Я этой женщине и муку, и сахар, и жиры, а иногда и шоколад таскал. Нас тогда очень хорошо за пушнину отоваривали, и жила ты, девочка, без забот. В садик тебя отдали. И тут вдруг, как гром на голову, — письмо от Даурена. Я его давно похоронил, а он, оказывается, жив. Пишет из Сибири. Пишет, что никогда в плену не был, а просто попал в эвакогоспиталь без документов и затерялся. Сейчас работает геологом, женился на своем враче. Я с этой радостью к твоей приемной матери, а та в слезах. Упала ты откуда-то, и у тебя сотрясение мозга. Температура сорок, лежишь без памяти, волосики на голове обрили. Говорят, жива не будешь. Полетел я к тебе в детскую больницу, а меня туда не пускают. Ты уж в палате безнадежных. Видишь, как все одно к одному сошлось. Ну, и не написал ничего Даурену. Чем находить да сразу же терять, лучше уж ничего не находить. И когда ты вышла из больницы, худенькая да голенькая, все жилы насквозь видно, — ничего я и тебе про отца не сказал. Думал, вырастешь — сама найдешь, что ж тебя отдавать какой-то мачехе. Вот так все шло и шло. Школа, университет, работа — я на тебя нарадоваться не мог, пока ты не познакомилась с этим Бекайдаром Ажимовым... но и тогда смолчал. Думал, может, обойдется, а как услышал об этой свадьбе...
— Что, что, отец? — девушка схватила Хасена за руку. — Вы что-нибудь плохое знаете о Бекайдаре?

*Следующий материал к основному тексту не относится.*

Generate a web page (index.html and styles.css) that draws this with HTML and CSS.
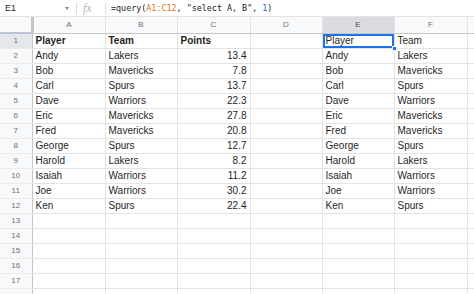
FILE: index.html
```html
<!DOCTYPE html>
<html lang="en">
<head>
    <meta charset="UTF-8">
    <title>Sheet - query</title>
    <link rel="stylesheet" href="styles.css">
</head>
<body>
    <div class="formula-bar">
        <div class="name-box">
            <span class="cell-ref">E1</span>
            <span class="caret"></span>
        </div>
        <div class="fx">fx</div>
        <div class="formula">=query(<span class="ref">A1:C12</span>, "select A, B", <span class="num">1</span>)</div>
    </div>

    <table class="sheet">
        <colgroup>
            <col class="c-head">
            <col class="c-a">
            <col class="c-b">
            <col class="c-c">
            <col class="c-d">
            <col class="c-e">
            <col class="c-f">
            <col class="c-g">
        </colgroup>
        <thead>
            <tr>
                <th class="corner"></th>
                <th>A</th>
                <th>B</th>
                <th>C</th>
                <th>D</th>
                <th class="active">E</th>
                <th>F</th>
                <th></th>
            </tr>
        </thead>
        <tbody>
            <tr>
                <td class="row-num active">1</td>
                <td class="bold">Player</td>
                <td class="bold">Team</td>
                <td class="bold">Points</td>
                <td></td>
                <td class="selected">Player<span class="handle"></span></td>
                <td>Team</td>
                <td></td>
            </tr>
            <tr><td class="row-num">2</td><td>Andy</td><td>Lakers</td><td class="n">13.4</td><td></td><td>Andy</td><td>Lakers</td><td></td></tr>
            <tr><td class="row-num">3</td><td>Bob</td><td>Mavericks</td><td class="n">7.8</td><td></td><td>Bob</td><td>Mavericks</td><td></td></tr>
            <tr><td class="row-num">4</td><td>Carl</td><td>Spurs</td><td class="n">13.7</td><td></td><td>Carl</td><td>Spurs</td><td></td></tr>
            <tr><td class="row-num">5</td><td>Dave</td><td>Warriors</td><td class="n">22.3</td><td></td><td>Dave</td><td>Warriors</td><td></td></tr>
            <tr><td class="row-num">6</td><td>Eric</td><td>Mavericks</td><td class="n">27.8</td><td></td><td>Eric</td><td>Mavericks</td><td></td></tr>
            <tr><td class="row-num">7</td><td>Fred</td><td>Mavericks</td><td class="n">20.8</td><td></td><td>Fred</td><td>Mavericks</td><td></td></tr>
            <tr><td class="row-num">8</td><td>George</td><td>Spurs</td><td class="n">12.7</td><td></td><td>George</td><td>Spurs</td><td></td></tr>
            <tr><td class="row-num">9</td><td>Harold</td><td>Lakers</td><td class="n">8.2</td><td></td><td>Harold</td><td>Lakers</td><td></td></tr>
            <tr><td class="row-num">10</td><td>Isaiah</td><td>Warriors</td><td class="n">11.2</td><td></td><td>Isaiah</td><td>Warriors</td><td></td></tr>
            <tr><td class="row-num">11</td><td>Joe</td><td>Warriors</td><td class="n">30.2</td><td></td><td>Joe</td><td>Warriors</td><td></td></tr>
            <tr><td class="row-num">12</td><td>Ken</td><td>Spurs</td><td class="n">22.4</td><td></td><td>Ken</td><td>Spurs</td><td></td></tr>
            <tr><td class="row-num">13</td><td></td><td></td><td></td><td></td><td></td><td></td><td></td></tr>
            <tr><td class="row-num">14</td><td></td><td></td><td></td><td></td><td></td><td></td><td></td></tr>
            <tr><td class="row-num">15</td><td></td><td></td><td></td><td></td><td></td><td></td><td></td></tr>
            <tr><td class="row-num">16</td><td></td><td></td><td></td><td></td><td></td><td></td><td></td></tr>
            <tr><td class="row-num">17</td><td></td><td></td><td></td><td></td><td></td><td></td><td></td></tr>
            <tr><td class="row-num"></td><td></td><td></td><td></td><td></td><td></td><td></td><td></td></tr>
        </tbody>
    </table>
</body>
</html>
```

FILE: styles.css
```css
:root {
    --grid-line: #e2e3e3;
    --header-bg: #f8f9fa;
    --header-line: #c7c7c7;
    --header-text: #6b6f73;
    --text-color: #1f1f1f;
    --select-blue: #1a73e8;
}

* {
    margin: 0;
    padding: 0;
    box-sizing: border-box;
}

body {
    width: 474px;
    height: 294px;
    overflow: hidden;
    background: #ffffff;
    font-family: 'Liberation Sans', Arial, sans-serif;
    color: var(--text-color);
}

/* formula bar */

.formula-bar {
    display: flex;
    align-items: center;
    height: 17px;
    border-bottom: 1px solid var(--grid-line);
}

.name-box {
    display: flex;
    align-items: center;
    justify-content: space-between;
    width: 77px;
    height: 11px;
    padding: 0 7px 0 5px;
    border-right: 1px solid #dadce0;
}

.cell-ref {
    font-size: 9px;
    line-height: 11px;
}

.caret {
    width: 0;
    height: 0;
    border-left: 2px solid transparent;
    border-right: 2px solid transparent;
    border-top: 3px solid #80868b;
}

.fx {
    width: 29px;
    height: 11px;
    padding-left: 6px;
    border-right: 1px solid #dadce0;
    font-family: 'Liberation Serif', serif;
    font-style: italic;
    font-size: 12px;
    line-height: 10px;
    color: #b3b6ba;
}

.formula {
    padding-left: 5px;
    font-family: 'DejaVu Sans Mono', 'Liberation Mono', monospace;
    font-size: 8.4px;
    color: #202124;
    white-space: pre;
}

.formula .ref {
    color: #e8710a;
}

.formula .num {
    color: #1967d2;
}

/* grid */

.sheet {
    table-layout: fixed;
    border-collapse: collapse;
    width: 474px;
    font-size: 10px;
}

.c-head { width: 32px; }
.c-a { width: 73px; }
.c-b { width: 72px; }
.c-c { width: 73px; }
.c-d { width: 72px; }
.c-e { width: 72px; }
.c-f { width: 73px; }
.c-g { width: 7px; }

.sheet th {
    height: 16px;
    background: var(--header-bg);
    border-right: 1px solid var(--grid-line);
    border-bottom: 1px solid var(--header-line);
    font-weight: 400;
    font-size: 8px;
    color: var(--header-text);
    text-align: center;
}

.sheet th.corner {
    border-right: 3px solid #c4c7c5;
    border-bottom: 2px solid #b9c4d6;
}

.sheet th.active {
    background: #dadcdf;
    color: #4d5156;
}

.sheet td {
    height: 15px;
    padding: 0 3px;
    border-right: 1px solid var(--grid-line);
    border-bottom: 1px solid var(--grid-line);
    white-space: nowrap;
    overflow: hidden;
    line-height: 13px;
}

.sheet td.row-num {
    background: var(--header-bg);
    border-right: 1px solid var(--header-line);
    border-bottom: 1px solid #ebebeb;
    font-size: 8px;
    color: var(--header-text);
    text-align: center;
}

.sheet td.row-num.active {
    background: #e4e7ec;
}

.sheet td.bold {
    font-weight: 700;
}

.sheet td.n {
    text-align: right;
}

.sheet td.selected {
    position: relative;
    overflow: visible;
    box-shadow: inset 0 0 0 2px var(--select-blue);
}

.handle {
    position: absolute;
    right: -3px;
    bottom: -3px;
    width: 5px;
    height: 5px;
    background: var(--select-blue);
    border: 1px solid #ffffff;
}
```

Она вдруг сразу побледнела.
— О нем-то ровно ничего. — Что может в жизни уж больно плохого-то наделать молодой парень, — горько усмехнулся Хасен. — А вот отец-то его, ученик и ближайший друг твоего отца, — про его пакости я много знаю. Так много, что даже и не расскажешь сразу. Если бы не он, не пришлось бы мне быть вместо твоего отца! Нет, нет, определенно не пришлось бы! — Вот слушай и решай сама: входить тебе в этот проклятый дом или нет. Для меня это, как кинжал в сердце, а там, как знаешь, — и он выложил ей все, что знал о Нурке. Тогда она и написала эту записку.
Вот теперь, сидя на вершине самой высокой сопки в Саяте, далекая от людей, девушка не то что жалела о своем поступке, а просто горько раздумывала. То, что казалось единственно возможным в первой горячке, — теперь вызывало горькие размышления. «Ну, ладно, если все действительно так, — больно, но ничего не поделаешь! А вдруг отец ошибся. Все-таки в чем-то ошибся? Он ведь не геолог, он сам при этом не присутствовал, ему трудно понять все правильно. А я ведь опозорила Бекайдара. Он мне этого никогда не простит. Разве он поймет, что, выйди я за него, никогда бы не посмела бы позвать своего отца в наш дом. Ах Нурке, Нурке, что вы наделали! Зачем погубили нас троих?»
А в это время сам Нурке сидел в своем кабинете и позировал фоторепортеру. Перед ним лист белой бумаги, он задумался с ручкой в руке. Вот сейчас в его голове окончательно отчеканится мысль и ляжет на бумагу — точная, ясная, бесспорная. Над ним портрет. Молодой казах с трубкой в зубах. Это великолепный образец человеческой породы — рослый, красивый юноша с обильной шевелюрой и интеллигентным лицом. Он улыбается. У него сильные крепкие зубы. Он похож не то на художника, не то на киноактера.